### EXERCISE GOAL
Wherever "React" appears in a line, copy that line.

### SOURCE RECORDS
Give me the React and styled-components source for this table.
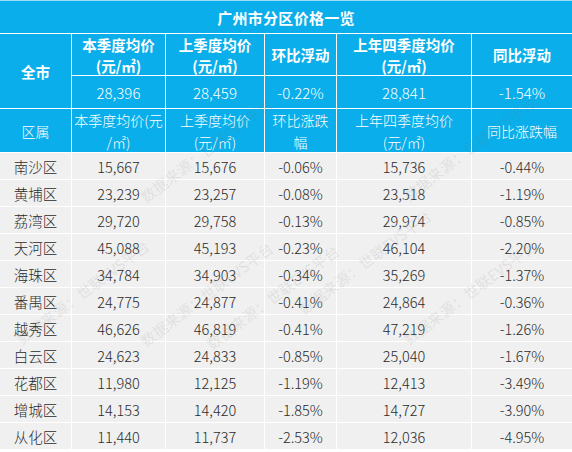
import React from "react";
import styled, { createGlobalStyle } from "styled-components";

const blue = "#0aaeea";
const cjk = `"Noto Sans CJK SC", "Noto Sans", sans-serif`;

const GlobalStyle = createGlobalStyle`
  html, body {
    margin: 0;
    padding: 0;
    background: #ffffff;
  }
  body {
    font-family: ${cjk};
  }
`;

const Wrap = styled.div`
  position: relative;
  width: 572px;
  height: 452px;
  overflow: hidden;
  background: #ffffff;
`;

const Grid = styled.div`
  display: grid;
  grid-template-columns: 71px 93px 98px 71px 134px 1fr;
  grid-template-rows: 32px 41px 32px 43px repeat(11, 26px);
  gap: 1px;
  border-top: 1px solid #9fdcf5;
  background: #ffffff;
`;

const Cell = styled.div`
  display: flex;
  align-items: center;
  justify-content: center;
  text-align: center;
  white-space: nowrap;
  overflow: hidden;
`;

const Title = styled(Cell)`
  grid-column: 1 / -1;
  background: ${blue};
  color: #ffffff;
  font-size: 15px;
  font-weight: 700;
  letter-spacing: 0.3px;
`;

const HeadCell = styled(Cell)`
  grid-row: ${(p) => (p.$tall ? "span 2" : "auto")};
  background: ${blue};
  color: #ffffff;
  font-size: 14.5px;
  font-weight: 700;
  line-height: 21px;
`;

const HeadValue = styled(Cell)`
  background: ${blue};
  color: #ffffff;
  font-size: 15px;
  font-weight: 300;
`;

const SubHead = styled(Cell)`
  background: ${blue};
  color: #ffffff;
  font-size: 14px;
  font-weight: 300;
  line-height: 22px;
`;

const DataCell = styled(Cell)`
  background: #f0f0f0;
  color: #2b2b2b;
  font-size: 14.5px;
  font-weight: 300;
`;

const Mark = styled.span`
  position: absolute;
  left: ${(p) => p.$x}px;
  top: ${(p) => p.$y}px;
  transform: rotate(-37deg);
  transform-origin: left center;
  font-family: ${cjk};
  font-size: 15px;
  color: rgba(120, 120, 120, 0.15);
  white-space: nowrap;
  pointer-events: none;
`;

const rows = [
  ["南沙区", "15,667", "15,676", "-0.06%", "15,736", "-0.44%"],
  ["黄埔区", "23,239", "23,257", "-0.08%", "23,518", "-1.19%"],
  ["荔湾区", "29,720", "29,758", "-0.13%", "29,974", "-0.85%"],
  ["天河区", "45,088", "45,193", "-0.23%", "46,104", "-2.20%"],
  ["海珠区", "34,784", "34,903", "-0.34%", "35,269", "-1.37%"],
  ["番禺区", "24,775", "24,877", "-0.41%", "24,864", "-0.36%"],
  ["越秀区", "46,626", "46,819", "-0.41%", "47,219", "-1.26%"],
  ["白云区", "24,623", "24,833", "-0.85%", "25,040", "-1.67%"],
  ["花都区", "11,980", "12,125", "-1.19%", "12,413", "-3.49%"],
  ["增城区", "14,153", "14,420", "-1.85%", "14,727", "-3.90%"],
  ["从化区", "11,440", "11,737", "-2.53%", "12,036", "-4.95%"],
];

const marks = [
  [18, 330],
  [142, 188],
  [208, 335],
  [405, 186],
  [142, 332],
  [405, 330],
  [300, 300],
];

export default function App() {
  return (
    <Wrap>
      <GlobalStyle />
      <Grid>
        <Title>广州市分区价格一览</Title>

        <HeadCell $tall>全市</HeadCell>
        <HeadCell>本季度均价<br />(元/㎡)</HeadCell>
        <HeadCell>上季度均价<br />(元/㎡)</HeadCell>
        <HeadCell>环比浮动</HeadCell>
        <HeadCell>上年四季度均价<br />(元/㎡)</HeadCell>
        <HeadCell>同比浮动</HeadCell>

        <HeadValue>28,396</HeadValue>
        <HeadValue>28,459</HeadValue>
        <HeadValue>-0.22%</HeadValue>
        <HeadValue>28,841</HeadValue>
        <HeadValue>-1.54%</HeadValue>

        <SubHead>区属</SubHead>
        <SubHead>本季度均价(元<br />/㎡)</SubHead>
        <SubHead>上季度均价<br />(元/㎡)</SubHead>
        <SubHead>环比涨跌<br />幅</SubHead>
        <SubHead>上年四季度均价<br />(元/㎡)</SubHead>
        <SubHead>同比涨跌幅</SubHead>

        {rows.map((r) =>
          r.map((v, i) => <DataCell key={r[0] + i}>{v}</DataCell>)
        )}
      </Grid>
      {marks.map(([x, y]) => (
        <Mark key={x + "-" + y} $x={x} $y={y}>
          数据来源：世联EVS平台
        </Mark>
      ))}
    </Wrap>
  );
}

==

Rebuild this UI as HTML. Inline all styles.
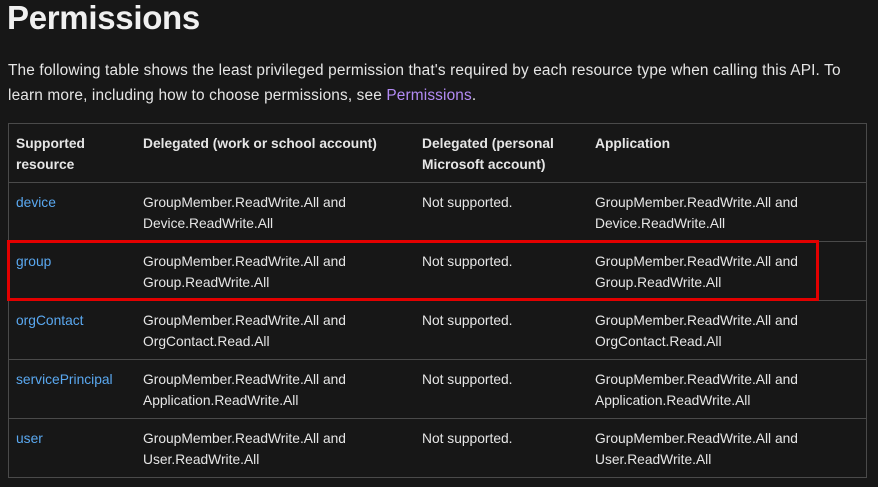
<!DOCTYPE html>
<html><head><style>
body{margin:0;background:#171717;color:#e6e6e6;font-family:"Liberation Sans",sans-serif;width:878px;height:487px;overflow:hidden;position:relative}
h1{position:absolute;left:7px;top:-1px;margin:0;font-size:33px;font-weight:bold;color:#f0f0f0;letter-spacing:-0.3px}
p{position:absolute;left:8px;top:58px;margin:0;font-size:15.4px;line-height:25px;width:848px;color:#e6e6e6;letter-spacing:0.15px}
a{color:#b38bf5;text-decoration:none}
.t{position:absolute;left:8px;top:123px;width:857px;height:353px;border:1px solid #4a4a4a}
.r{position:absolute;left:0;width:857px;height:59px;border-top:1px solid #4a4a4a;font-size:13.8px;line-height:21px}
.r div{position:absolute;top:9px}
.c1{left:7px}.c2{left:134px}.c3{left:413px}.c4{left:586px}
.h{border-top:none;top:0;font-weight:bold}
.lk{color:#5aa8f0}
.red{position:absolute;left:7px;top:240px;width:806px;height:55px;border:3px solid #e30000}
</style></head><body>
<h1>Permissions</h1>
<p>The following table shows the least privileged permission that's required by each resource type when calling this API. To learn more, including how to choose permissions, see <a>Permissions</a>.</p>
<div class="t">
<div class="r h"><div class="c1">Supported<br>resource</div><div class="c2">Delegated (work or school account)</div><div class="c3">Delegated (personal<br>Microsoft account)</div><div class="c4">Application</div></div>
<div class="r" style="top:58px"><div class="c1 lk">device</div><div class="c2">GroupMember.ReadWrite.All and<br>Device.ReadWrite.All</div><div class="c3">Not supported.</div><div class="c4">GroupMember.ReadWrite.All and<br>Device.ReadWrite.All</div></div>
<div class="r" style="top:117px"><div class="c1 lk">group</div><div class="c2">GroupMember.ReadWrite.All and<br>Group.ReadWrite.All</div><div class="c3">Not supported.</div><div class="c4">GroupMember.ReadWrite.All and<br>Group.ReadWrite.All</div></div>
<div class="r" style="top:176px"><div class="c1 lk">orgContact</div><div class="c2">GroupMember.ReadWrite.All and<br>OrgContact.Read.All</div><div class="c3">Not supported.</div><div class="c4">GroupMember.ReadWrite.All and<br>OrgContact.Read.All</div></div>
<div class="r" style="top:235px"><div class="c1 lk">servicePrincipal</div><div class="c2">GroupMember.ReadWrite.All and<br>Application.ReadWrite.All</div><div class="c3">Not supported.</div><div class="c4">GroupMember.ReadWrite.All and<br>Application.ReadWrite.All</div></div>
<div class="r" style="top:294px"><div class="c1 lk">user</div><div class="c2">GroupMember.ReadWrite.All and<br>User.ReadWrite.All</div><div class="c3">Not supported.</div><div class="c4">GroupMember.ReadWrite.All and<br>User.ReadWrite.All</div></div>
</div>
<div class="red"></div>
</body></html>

### ANSWER TO THE EXERCISE
Give me the React and styled-components source for this table.
import React from "react";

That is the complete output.